> _TASK STATEMENT_
Repeat what the lines below say, word for word, and skip every image.

> _DATASET EXCERPT_
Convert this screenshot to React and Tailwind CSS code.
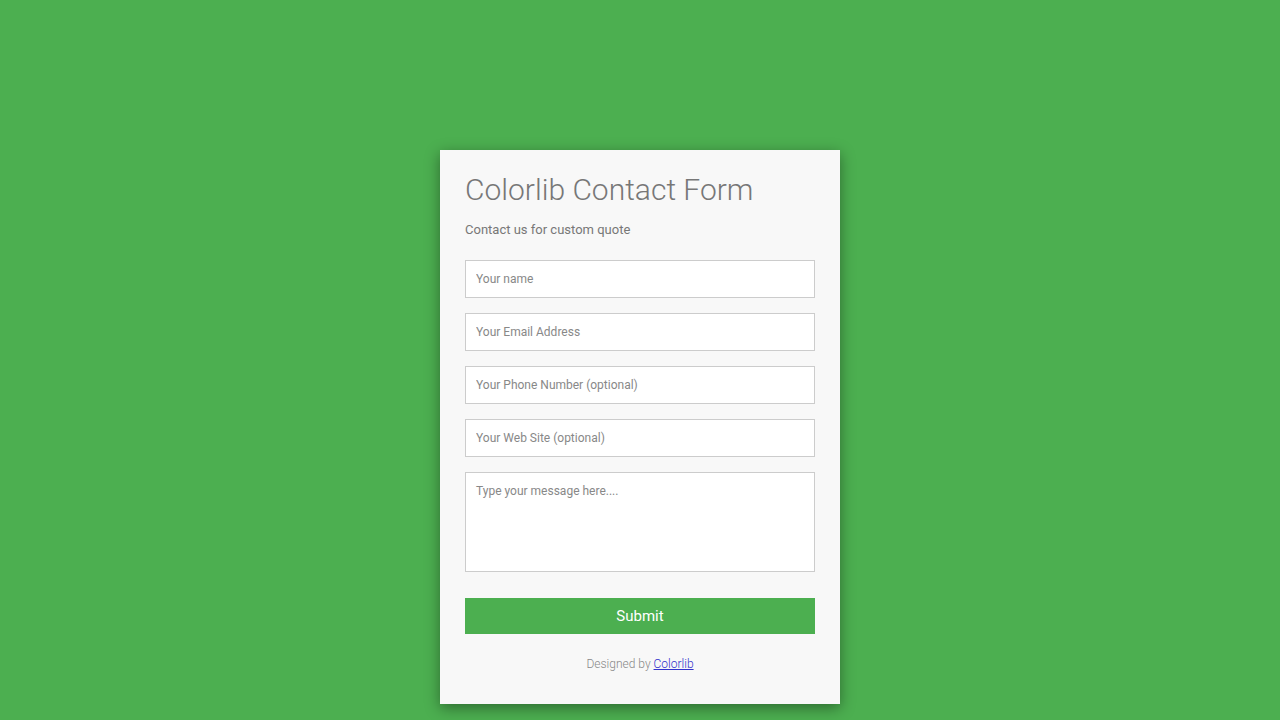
export default function App() {
  const font = { fontFamily: "Roboto, 'Liberation Sans', sans-serif" };
  const inputCls =
    "block w-full h-[38px] border border-[#cccccc] bg-white px-[10px] text-[12px] text-[#555] placeholder:text-[#888] outline-none";
  return (
    <div className="min-h-[720px] w-full bg-[#4caf50] pt-[150px]" style={font}>
      <div className="mx-auto w-[400px] bg-[#f8f8f8] px-[25px] shadow-[0_4px_14px_rgba(0,0,0,0.4)]">
        <div className="pt-[22px] pb-[32px]">
          <h1 className="text-[30px] leading-[36px] font-light text-[#777]">Colorlib Contact Form</h1>
          <p className="mt-[13px] text-[13px] leading-[18px] text-[#777]">Contact us for custom quote</p>
          <form className="mt-[21px] flex flex-col gap-[15px]" onSubmit={(e) => e.preventDefault()}>
            <input className={inputCls} placeholder="Your name" />
            <input className={inputCls} placeholder="Your Email Address" />
            <input className={inputCls} placeholder="Your Phone Number (optional)" />
            <input className={inputCls} placeholder="Your Web Site (optional)" />
            <textarea
              className="block w-full h-[100px] resize-none border border-[#cccccc] bg-white px-[10px] pt-[10px] text-[12px] leading-[16px] text-[#555] placeholder:text-[#888] outline-none"
              placeholder="Type your message here...."
            />
            <button
              type="submit"
              className="mt-[11px] h-[36px] w-full bg-[#4caf50] text-[15px] text-white"
            >
              Submit
            </button>
          </form>
          <p className="mt-[22px] text-center text-[12px] leading-[16px] font-light text-[#888]">
            Designed by{" "}
            <a href="#" className="text-[#3333cc] underline">
              Colorlib
            </a>
          </p>
        </div>
      </div>
    </div>
  );
}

> _OUTPUT OF THE TASK_
Convert this screenshot to React and Tailwind CSS code.
export default function App() {
  const font = { fontFamily: "Roboto, 'Liberation Sans', sans-serif" };
  const inputCls =
    "block w-full h-[38px] border border-[#cccccc] bg-white px-[10px] text-[12px] text-[#555] placeholder:text-[#888] outline-none";
  return (
    <div className="min-h-[720px] w-full bg-[#4caf50] pt-[150px]" style={font}>
      <div className="mx-auto w-[400px] bg-[#f8f8f8] px-[25px] shadow-[0_4px_14px_rgba(0,0,0,0.4)]">
        <div className="pt-[22px] pb-[32px]">
          <h1 className="text-[30px] leading-[36px] font-light text-[#777]">Colorlib Contact Form</h1>
          <p className="mt-[13px] text-[13px] leading-[18px] text-[#777]">Contact us for custom quote</p>
          <form className="mt-[21px] flex flex-col gap-[15px]" onSubmit={(e) => e.preventDefault()}>
            <input className={inputCls} placeholder="Your name" />
            <input className={inputCls} placeholder="Your Email Address" />
            <input className={inputCls} placeholder="Your Phone Number (optional)" />
            <input className={inputCls} placeholder="Your Web Site (optional)" />
            <textarea
              className="block w-full h-[100px] resize-none border border-[#cccccc] bg-white px-[10px] pt-[10px] text-[12px] leading-[16px] text-[#555] placeholder:text-[#888] outline-none"
              placeholder="Type your message here...."
            />
            <button
              type="submit"
              className="mt-[11px] h-[36px] w-full bg-[#4caf50] text-[15px] text-white"
            >
              Submit
            </button>
          </form>
          <p className="mt-[22px] text-center text-[12px] leading-[16px] font-light text-[#888]">
            Designed by{" "}
            <a href="#" className="text-[#3333cc] underline">
              Colorlib
            </a>
          </p>
        </div>
      </div>
    </div>
  );
}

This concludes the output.